'Activist asked Ellis to have someone shot', says ex-SF councillor

Noeleen Reilly

Kevin Doyle

A Dublin councillor who quit Sinn Fein alleged that TD Dessie Ellis told party members another activist had "approached him and wanted someone shot".

Noeleen Reilly made the claim in a letter in which she also told Sinn Fein bosses she was left "black and blue" following an assault by a woman close to the former IRA bomb-maker.

In an extraordinary complaint filed before she resigned from the party, she alleged that Gerry Adams and Mary Lou McDonald did not respond when she alerted them to concerns for her personal safety.

However, a Sinn Fein spokesperson said Ms Reilly was told "on numerous occasions" to report the alleged incident to gardai.

The letter, seen by the Herald, details what Ms Reilly describes as "violence, corruption and bullying" in Sinn Fein.

Refute

She quit the party yesterday after 17 years, saying she went "up against the wrong people and this was never a battle I was going to win".

Party HQ was quick to refute the claims, issuing a statement from another councillor, Cathleen Carney Boud, in which she claimed to be "the victim of an orchestrated online bully campaign" at the hands of Ms Reilly.

In light of her resignation from the party, Sinn Fein also called on Ms Reilly to step down as a councillor and hand "the Sinn Fein Dublin City Council seat back to the party".

The dispute in the Dublin North-West constituency poses a big problem for Ms McDonald, days ahead of her official elev-ation to Sinn Fein president.

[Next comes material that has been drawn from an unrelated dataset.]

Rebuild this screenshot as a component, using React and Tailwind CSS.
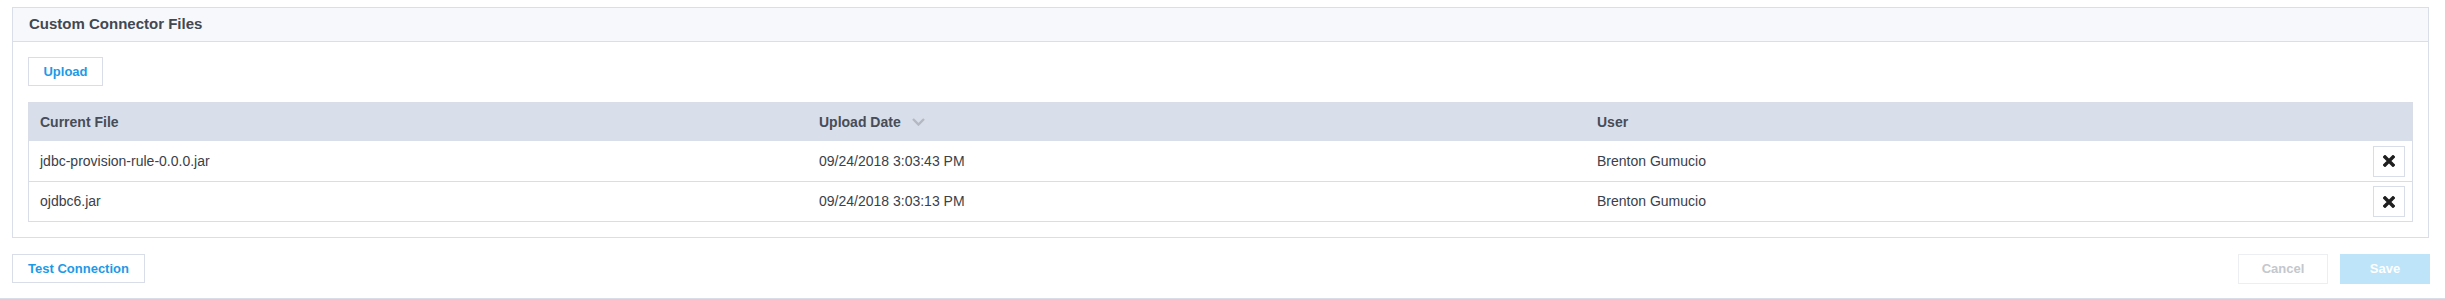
import React from "react";

const font = { fontFamily: '"Liberation Sans", Arial, sans-serif' };

function XIcon() {
  return (
    <svg width="12" height="12" viewBox="0 0 12 12">
      <path d="M2 2 L10 10 M10 2 L2 10" stroke="#1f1f1f" strokeWidth="3.4" strokeLinecap="square" />
    </svg>
  );
}

function Chevron() {
  return (
    <svg width="13" height="8" viewBox="0 0 13 8" className="ml-[11px]">
      <path d="M1 1 L6.5 6.5 L12 1" stroke="#b4b8c0" strokeWidth="2.4" fill="none" />
    </svg>
  );
}

const rows = [
  ["jdbc-provision-rule-0.0.0.jar", "09/24/2018 3:03:43 PM", "Brenton Gumucio"],
  ["ojdbc6.jar", "09/24/2018 3:03:13 PM", "Brenton Gumucio"],
];

export default function App() {
  return (
    <div className="w-[2445px] h-[299px] bg-white text-[#3b4049]" style={font}>
      <div className="pl-[12px] pr-[16px] pt-[7px]">
        <div className="border border-[#dadee8]">
          <div className="h-[34px] bg-[#f7f8fb] border-b border-[#dadee8] flex items-center pl-[16px]">
            <span className="text-[15px] font-bold text-[#424852]">Custom Connector Files</span>
          </div>
          <div className="px-[15px] pt-[15px] pb-[15px]">
            <button className="w-[75px] h-[29px] border border-[#d9dde8] text-[#1d9ae6] text-[13px] font-bold bg-white">
              Upload
            </button>
            <div className="mt-[16px] border border-[#d9dde8]">
              <div className="grid grid-cols-[779px_778px_779px_1fr] h-[38px] bg-[#d8deea] items-center text-[14px] font-bold text-[#474c56]">
                <div className="pl-[11px]">Current File</div>
                <div className="pl-[11px] flex items-center">Upload Date<Chevron /></div>
                <div className="pl-[11px]">User</div>
                <div />
              </div>
              {rows.map((r, i) => (
                <div
                  key={i}
                  className={"grid grid-cols-[779px_778px_779px_1fr] h-[40px] items-center text-[14px] text-[#3b4049] " + (i > 0 ? "border-t border-[#d9dde8]" : "")}
                >
                  <div className="pl-[11px]">{r[0]}</div>
                  <div className="pl-[11px]">{r[1]}</div>
                  <div className="pl-[11px]">{r[2]}</div>
                  <div className="flex justify-end pr-[7px]">
                    <button className="w-[32px] h-[31px] border border-[#d9dde8] bg-white flex items-center justify-center">
                      <XIcon />
                    </button>
                  </div>
                </div>
              ))}
            </div>
          </div>
        </div>
        <div className="flex items-center justify-between mt-[16px] h-[29px]">
          <button className="w-[133px] h-[29px] border border-[#d9dde8] text-[#1d9ae6] text-[13px] font-bold bg-white">
            Test Connection
          </button>
          <div className="flex gap-[12px] mr-[-1px]">
            <button className="w-[90px] h-[30px] border border-[#eceef2] text-[#c4c7cd] text-[13px] font-bold bg-white">
              Cancel
            </button>
            <button className="w-[90px] h-[30px] bg-[#bde4f8] text-white text-[13px] font-bold">
              Save
            </button>
          </div>
        </div>
      </div>
      <div className="mt-[15px] border-b border-[#d9dde8]" />
    </div>
  );
}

The party's health spokesperson, Louise O'Reilly, was sent out yesterday to try to play down the row, describing it as a "localised" incident.

However, Ms Reilly is at least the 15th public representative to leave the party due to a dispute in recent years.

She refused to elaborate on her resignation statement yesterday, but the Herald has seen a document in which she outlined her issues with the party.

The Ballymun representative describes how Mr Ellis and others "have done their utmost to get me to leave the party".

She details the alleged assault at Naomh Fionnbarra GAA Club, in Cabra, in March 2016, after which she was left "black and blue".

"This was an unprovoked attack from behind," she says, adding that a person in the party later told her it would be dealt with.

Instead, Ms Reilly said people in the party, including Mr Ellis, "tried to justify my assault, which I just found so disgusting and hurtful".

She claimed that a photo of her alleged attacker with Ms McDonald was published on Twitter four weeks after the incident.

Complaint

However, she denies ever being advised to make a formal complaint.

At one point in the lengthy correspondence, Ms Reilly claims that Mr Ellis "told party members" that an individual linked to the constituency dispute "approached him and wanted someone shot".

"I have no idea if this is true, but this is what he advised members and they are willing to come forward," she said.

When contacted about the letter, Dessie Ellis said: "I'm not going to talk about any of it."

A Sinn Fein party spokesman failed to comment to the Herald last night.